Why 'we chose SAC' is a better answer than 'we used SAC.' Building a 3-seed comparison that survives an interview.

· 9 min read ·
Reinforcement LearningPPOSACBenchmarksPython

TL;DR. A trajectory PPO (Schulman 2017) dropped into the same StatPairRLEnv as SAC. Same 28-dim state, same {-1, 0, 1} action discretization, same 10% eval split, same three seeds. Three hundred lines of code in ppo_continuous.py + ppo_continuous_trainer.py, seven unit tests including a toy-env learning-signal check. The benchmark harness prints a comparison table with mean ± std across seeds. On a toy MDP: SAC +0.191 ± 0.004 vs PPO +0.214 ± 0.071, wall times 28.3 s vs 0.9 s — a ×30 speedup for on-policy. Different story on real pairs; the harness is the point.
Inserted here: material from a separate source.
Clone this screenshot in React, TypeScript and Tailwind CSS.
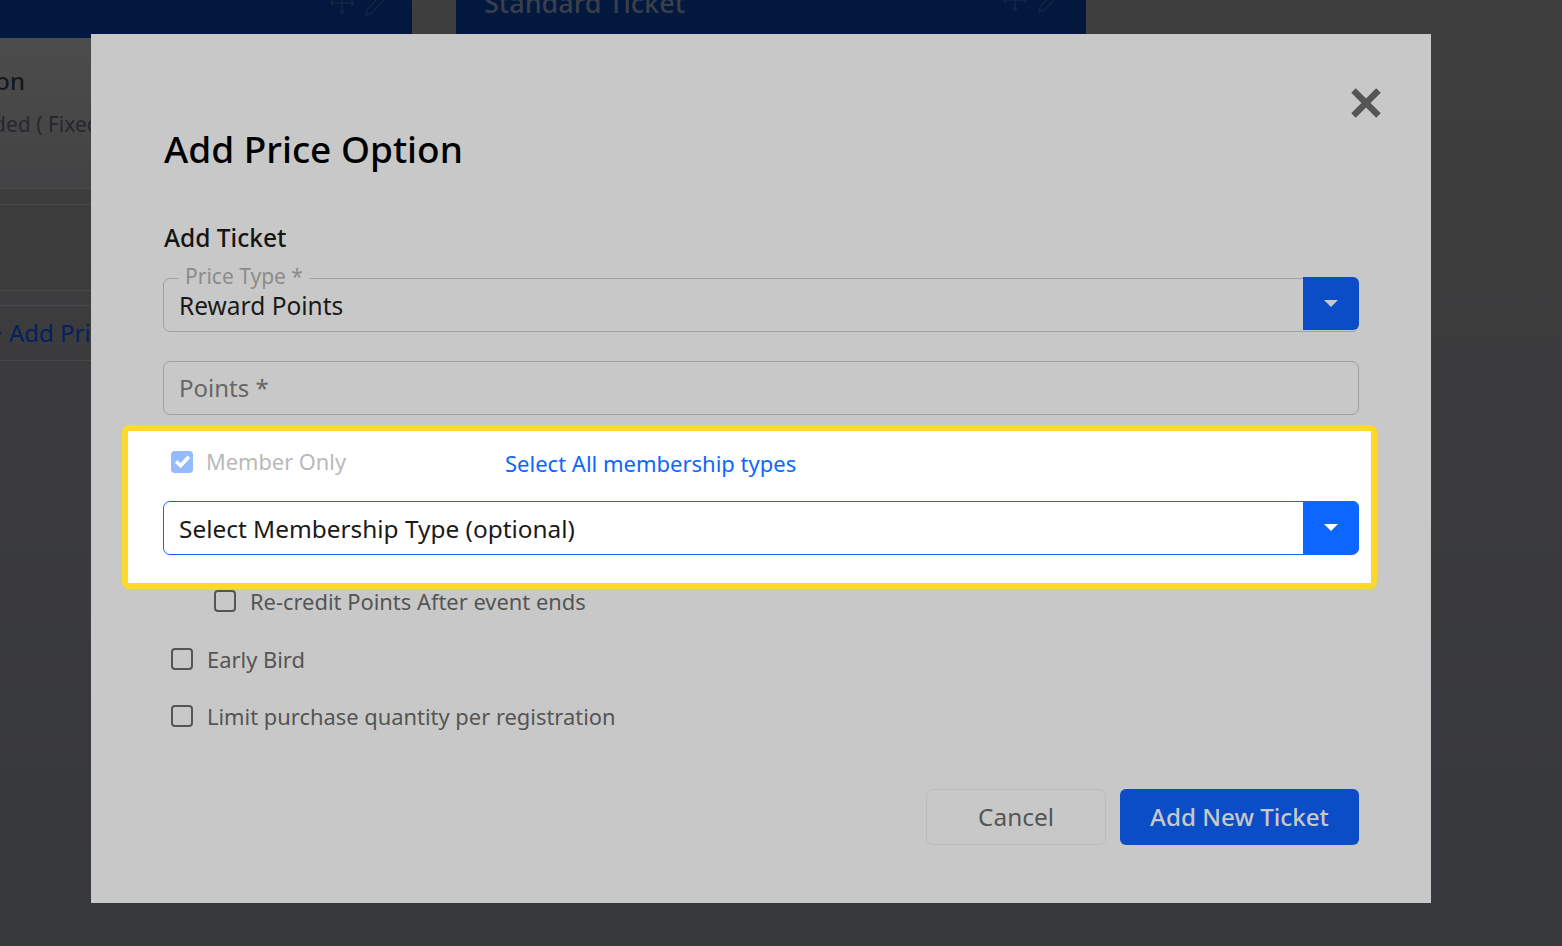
const font = "font-['Noto_Sans','Open_Sans',sans-serif]";

function Caret({ color }: { color: string }) {
  return (
    <svg width="14" height="7" viewBox="0 0 14 7">
      <path d="M0 0H14L7 7Z" fill={color} />
    </svg>
  );
}

function CheckRow({ label, className }: { label: string; className: string }) {
  return (
    <div className={`flex items-center gap-[14px] ${className}`}>
      <span className="w-[22px] h-[22px] rounded-[4px] border-2 border-[#555555]" />
      <span className="h-[30px] text-[21.9px] leading-[32px] text-[#555555]">{label}</span>
    </div>
  );
}

function HeaderIcons() {
  return (
    <div className="flex items-center gap-[11px] opacity-70">
      <svg width="24" height="18" viewBox="0 0 24 18" fill="none" stroke="#1f2a44" strokeWidth="1.5">
        <path d="M1 5H23M12 -6V15M3 2L0.5 5L3 8M21 2L23.5 5L21 8M9.5 12.5L12 15.5L14.5 12.5" />
      </svg>
      <svg width="20" height="18" viewBox="0 0 20 18" fill="none" stroke="#1f2a44" strokeWidth="1.5">
        <path d="M2 12L1 17L6 15.5L20 1M2 12L14 -1" />
      </svg>
    </div>
  );
}

export default function App() {
  return (
    <div className={`relative w-[1562px] h-[946px] overflow-hidden bg-gradient-to-b from-[#3e3e3e] to-[#37383c] ${font}`}>
      {/* page behind the dialog */}
      <div className="flex gap-[44px] items-start">
        <div className="w-[412px] shrink-0">
          <div className="h-[38px] bg-[#03183f] flex justify-end items-end pr-[27px]">
            <div className="mb-[22px]">
              <HeaderIcons />
            </div>
          </div>
          <div className="h-[151px] bg-gradient-to-b from-[#4c4c4c] to-[#434345] border-b border-[#4a4b4d] overflow-hidden">
            <p className="mt-[26px] -ml-[150px] text-[24px] leading-[34px] font-medium text-[#16181c] whitespace-nowrap text-right w-[175px]">Option</p>
            <p className="mt-[9px] text-[21px] leading-[34px] text-[#26282c] whitespace-nowrap -ml-[7px]">ded ( Fixed</p>
          </div>
          <div className="h-[16px] border-b border-[#47484a]" />
          <div className="h-[86px] border-b border-[#47484a]" />
          <div className="h-[15px] border-b border-[#47484a]" />
          <div className="h-[55px] border-b border-[#47484a] flex items-center -ml-[11px] text-[24px] text-[#03215e] whitespace-nowrap">
            + Add Price
          </div>
        </div>
        <div className="w-[630px] shrink-0 h-[38px] bg-[#03183f] flex justify-between pl-[28px] pr-[28px] overflow-hidden">
          <span className="-mt-[13px] text-[27px] leading-[32px] font-medium text-[#3b3f4a]">Standard Ticket</span>
          <div className="-mt-[5px]">
            <HeaderIcons />
          </div>
        </div>
      </div>

      {/* dialog */}
      <div className="absolute left-[91px] top-[34px] w-[1340px] h-[869px] bg-[#c8c8c8] px-[72px]">
        <button className="absolute right-[50px] top-[54px]">
          <svg width="30" height="30" viewBox="0 0 30 30" fill="none" stroke="#555555" strokeWidth="6.4" className="block">
            <path d="M2.5 2.5L27.5 27.5M27.5 2.5L2.5 27.5" />
          </svg>
        </button>
        <h1 className="pt-[91px] pl-px text-[37px] leading-[48px] font-medium text-black">Add Price Option</h1>
        <h2 className="mt-[47px] pl-px text-[24.5px] leading-[36px] font-medium text-[#151515]">Add Ticket</h2>

        <div className="relative mt-[22px] h-[54px] border border-[#a0a0a0] rounded-[7px] flex items-center justify-between pl-[15px]">
          <span className="absolute left-[14px] -top-[15px] px-[7px] bg-[#c8c8c8] text-[21px] leading-[24px] text-[#8c8c8c]">Price Type *</span>
          <span className="pt-[3px] text-[24.5px] text-[#1a1a1a]">Reward Points</span>
          <span className="w-[56px] h-[53px] -mt-[3px] -mr-px bg-[#0a4dc7] rounded-r-[6px] flex items-center justify-center">
            <Caret color="#c8c8c8" />
          </span>
        </div>

        <div className="mt-[29px] h-[54px] border border-[#a0a0a0] rounded-[7px] flex items-center pl-[15px] text-[24px] text-[#666666]">
          Points *
        </div>

        {/* highlighted section */}
        <div className="-ml-[41px] -mr-[18px] mt-[10px] h-[164px] border-[6px] border-[#ffd92a] rounded-[7px] bg-white pl-[35px] pr-[12px]">
          <div className="h-[70px] flex items-center gap-[14px] pl-[8px] pb-[9px]">
            <span className="w-[22px] h-[22px] rounded-[4px] bg-[#94bbff] flex items-center justify-center">
              <svg width="17" height="15" viewBox="0 0 16 14" fill="none" stroke="white" strokeWidth="3.4">
                <path d="M2 7L6.2 11L14 2.5" />
              </svg>
            </span>
            <span className="-ml-px text-[21.8px] leading-[30px] text-[#b9b9b9]">Member Only</span>
            <span className="ml-[145px] mt-[2px] text-[22px] leading-[30px] text-[#0d66ff]">Select All membership types</span>
          </div>
          <div className="h-[54px] border border-[#0d66ff] rounded-[7px] flex items-center justify-between pl-[15px]">
            <span className="pt-[2px] text-[24.4px] text-[#1a1a1a]">Select Membership Type (optional)</span>
            <span className="w-[56px] h-[53px] -mt-px -mr-px bg-[#0d66ff] rounded-r-[6px] flex items-center justify-center">
              <Caret color="white" />
            </span>
          </div>
        </div>

        <CheckRow label="Re-credit Points After event ends" className="ml-[51px] -mt-[3px]" />
        <CheckRow label="Early Bird" className="ml-[8px] mt-[28px]" />
        <CheckRow label="Limit purchase quantity per registration" className="ml-[8px] mt-[27px]" />

        <div className="mt-[58px] flex justify-end gap-[14px]">
          <button className="w-[180px] h-[56px] rounded-[7px] border border-[#bcbcbc] text-[24.4px] text-[#555555]">Cancel</button>
          <button className="w-[239px] h-[56px] rounded-[6px] bg-[#0a4dc7] text-[24.2px] font-medium text-[#c8c8c8]">Add New Ticket</button>
        </div>
      </div>
    </div>
  );
}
0. The question my resume couldn't answer

"Why SAC?" I had no defensible answer. "Maximum entropy", "off-policy", "good in continuous action spaces" — all textbook, none specific to pair trading. The interview failure mode was clear: "Did you compare to PPO?" — "No." — game over.

The fix: stand up PPO in the same harness, run the same seeds, and publish the numbers. Either SAC wins (answer: "here's the benchmark") or PPO wins (answer: "I switched"). Both beat "I just picked the first thing that worked."

1. Design constraints — what "fair" means

Most "PPO vs SAC" papers compare across wildly different environments. I specifically didn't want that. My constraints:

  • Same envStatPairRLEnv (28-dim state, discrete {-1, 0, 1} action after discretization)
  • Same seeds — 42, 123, 999; each algorithm runs each seed once
  • Same budget — 40 episodes for the toy benchmark, 1500 for real runs
  • Same eval protocol — 10% holdout envs, deterministic evaluation
  • Same reporting — mean ± std per seed, same metrics

What I was NOT trying to be fair about:

  • Algorithm-specific hyperparameters (SAC's α, PPO's clip_eps)
  • Network architectures (SAC uses twin critics; PPO uses one)
  • Gradient update frequency (SAC updates per-step, PPO per-episode)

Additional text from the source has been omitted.